41TH ANNUAL CONFERENCE, Cancun, Mexico, 15-19 April 2002

WP No. 93

Technical Aspects of Medium Term Conflict Detection

Presented by SC1

Introduction

1.1  At the 40th annual Conference in Geneva 2001, SC1 accepted the work item to review the technical aspects of medium term conflict detection.

1.2  There is a clear move to introduce more tools into the controller environment to aid conflict detection/resolution, and to manage arrivals and departures.

1.3  This paper will review such tools to identify specific problems and recommend policy or further research into specific areas.

Discussion

2.1  Medium Term Conflict Detection (MTCD) is a planning tool with a typical detection horizon of 0 – 20 minutes for aircraft conflicts, 20 – 60 minutes for nominal route overlaps, and 0 – 60 minutes for special use airspace penetrations and descents below lowest usable flight level. MTCD is not a conflict alert tool. MTCD will assist the controller in monitoring the air situation continuously and provide conflict data to the controller through HMI.

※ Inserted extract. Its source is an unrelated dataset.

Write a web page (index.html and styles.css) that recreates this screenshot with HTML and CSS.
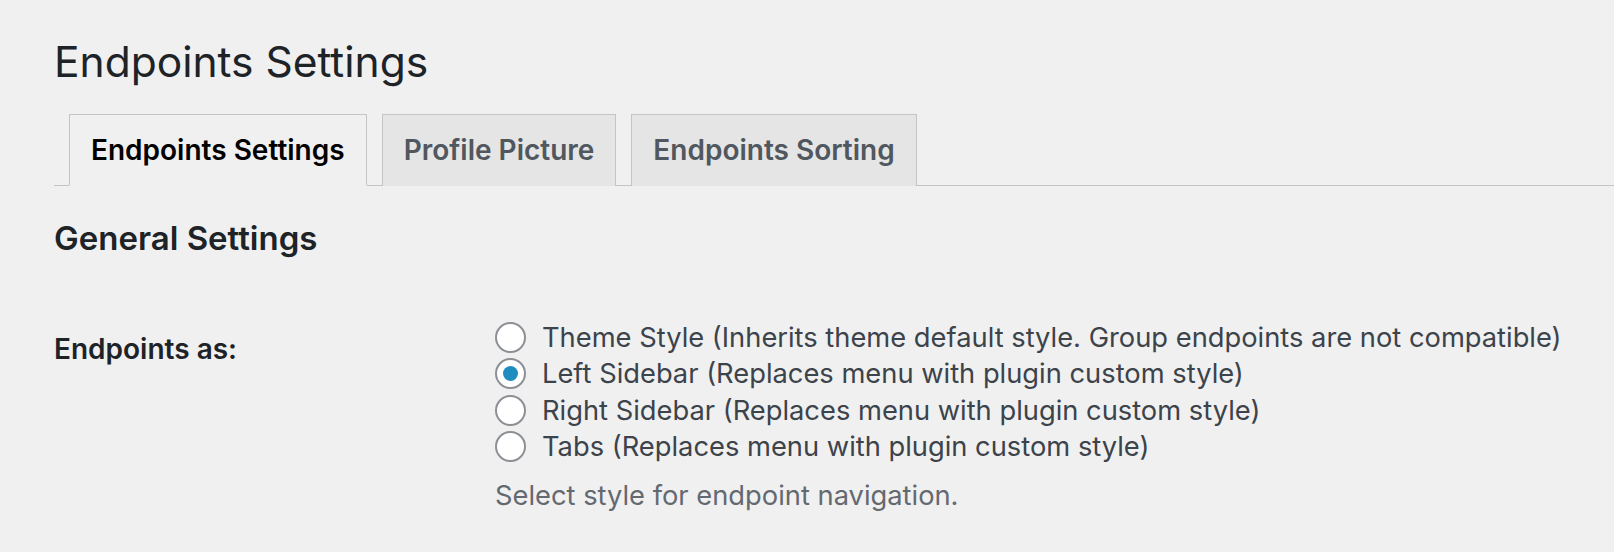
FILE: index.html
```html
<!DOCTYPE html>
<html lang="en">
<head>
<meta charset="utf-8">
<title>Endpoints Settings</title>
<link rel="stylesheet" href="styles.css">
</head>
<body>
<div class="wrap">
  <h1 class="page-title">Endpoints Settings</h1>
  <nav class="nav-tabs">
    <a class="nav-tab active" href="#">Endpoints Settings</a>
    <a class="nav-tab" href="#">Profile Picture</a>
    <a class="nav-tab" href="#">Endpoints Sorting</a>
  </nav>
  <h2 class="section-title">General Settings</h2>
  <div class="form-row">
    <div class="form-label">Endpoints as:</div>
    <div class="form-field">
      <label class="radio-row"><input type="radio" name="style" class="radio"><span>Theme Style (Inherits theme default style. Group endpoints are not compatible)</span></label>
      <label class="radio-row"><input type="radio" name="style" class="radio" checked><span>Left Sidebar (Replaces menu with plugin custom style)</span></label>
      <label class="radio-row"><input type="radio" name="style" class="radio"><span>Right Sidebar (Replaces menu with plugin custom style)</span></label>
      <label class="radio-row"><input type="radio" name="style" class="radio"><span>Tabs (Replaces menu with plugin custom style)</span></label>
      <p class="description">Select style for endpoint navigation.</p>
    </div>
  </div>
</div>
</body>
</html>
```
FILE: styles.css
```css
html, body {
  margin: 0;
  padding: 0;
  background: #f0f0f1;
}
body {
  font-family: "Inter", "Roboto", sans-serif;
  color: #3c434a;
}
.wrap {
  padding: 37px 0 0 54px;
}
.page-title {
  margin: 0;
  font-size: 42.5px;
  line-height: 50px;
  font-weight: 400;
  color: #1d2327;
}
.nav-tabs {
  display: flex;
  gap: 15px;
  margin-top: 27px;
  padding-left: 15px;
  border-bottom: 1px solid #c3c4c7;
}
.nav-tab {
  display: block;
  margin-bottom: -1px;
  padding: 17px 21px 18px;
  border: 1px solid #c3c4c7;
  border-bottom: none;
  background: #e5e5e5;
  color: #50575e;
  font-size: 28px;
  line-height: 36px;
  font-weight: 600;
  text-decoration: none;
}
.nav-tab.active {
  background: #f0f0f1;
  color: #000;
  border-bottom: 1px solid #f0f0f1;
  padding-bottom: 17px;
}
.section-title {
  margin: 34px 0 0;
  font-size: 33px;
  line-height: 36px;
  font-weight: 600;
  color: #1d2327;
}
.form-row {
  display: grid;
  grid-template-columns: 441px 1fr;
  margin-top: 63px;
}
.form-label {
  padding-top: 15px;
  font-size: 28px;
  line-height: 30px;
  font-weight: 600;
  color: #1d2327;
}
.form-field {
  display: flex;
  flex-direction: column;
}
.radio-row {
  display: flex;
  align-items: center;
  gap: 16px;
  height: 36.5px;
  font-size: 27.3px;
  color: #3c434a;
}
.radio {
  appearance: none;
  -webkit-appearance: none;
  margin: 0;
  width: 31px;
  height: 31px;
  flex: none;
  border: 2px solid #8c8f94;
  border-radius: 50%;
  background: #fff;
  display: grid;
  place-items: center;
}
.radio:checked::before {
  content: "";
  width: 15px;
  height: 15px;
  border-radius: 50%;
  background: #1e8cbe;
}
.description {
  margin: 16px 0 0;
  font-size: 27.3px;
  line-height: 30px;
  color: #646970;
}
```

2.2  This definition varies depending on the system parameters, which can be specified by the developer or the user (State).

2.3  MTCD tools accomplish this task ideally by using both planning data and actual radar data, although the data used depends on the sophistication of the system.

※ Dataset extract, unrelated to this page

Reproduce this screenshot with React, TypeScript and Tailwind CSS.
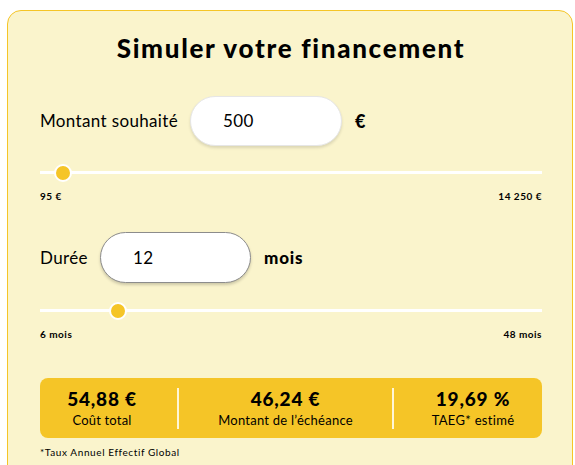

2.4  MTCD tools provide conflict detection (not conflict alert) and will have the potential to provide conflict resolution advice. The reliability of both is dependant on the quality or reliability of the data input available to the system. Any system in place must be supplied with incorruptible data to ensure the reliability of the results it will produce.

2.5  System data variables that affect the reliability of the system can include:

i. Poor or absent radar feed

ii. Status of special use airspace

iii. Flight data accuracy (equipment changes or route changes)

iv. Compatibility with adjacent systems

v. Human error inputs

vi. Deviations from expected trajectory

2.6  The systems perform better with the higher levels of information that would be provided by Mode S or data link information, but realistically must be able to perform adequately with a mixed equipment environment that is transparent to the controller.

2.7  Systems in adjacent units must be compatible and provide adequate data to the system to ensure reliable operations.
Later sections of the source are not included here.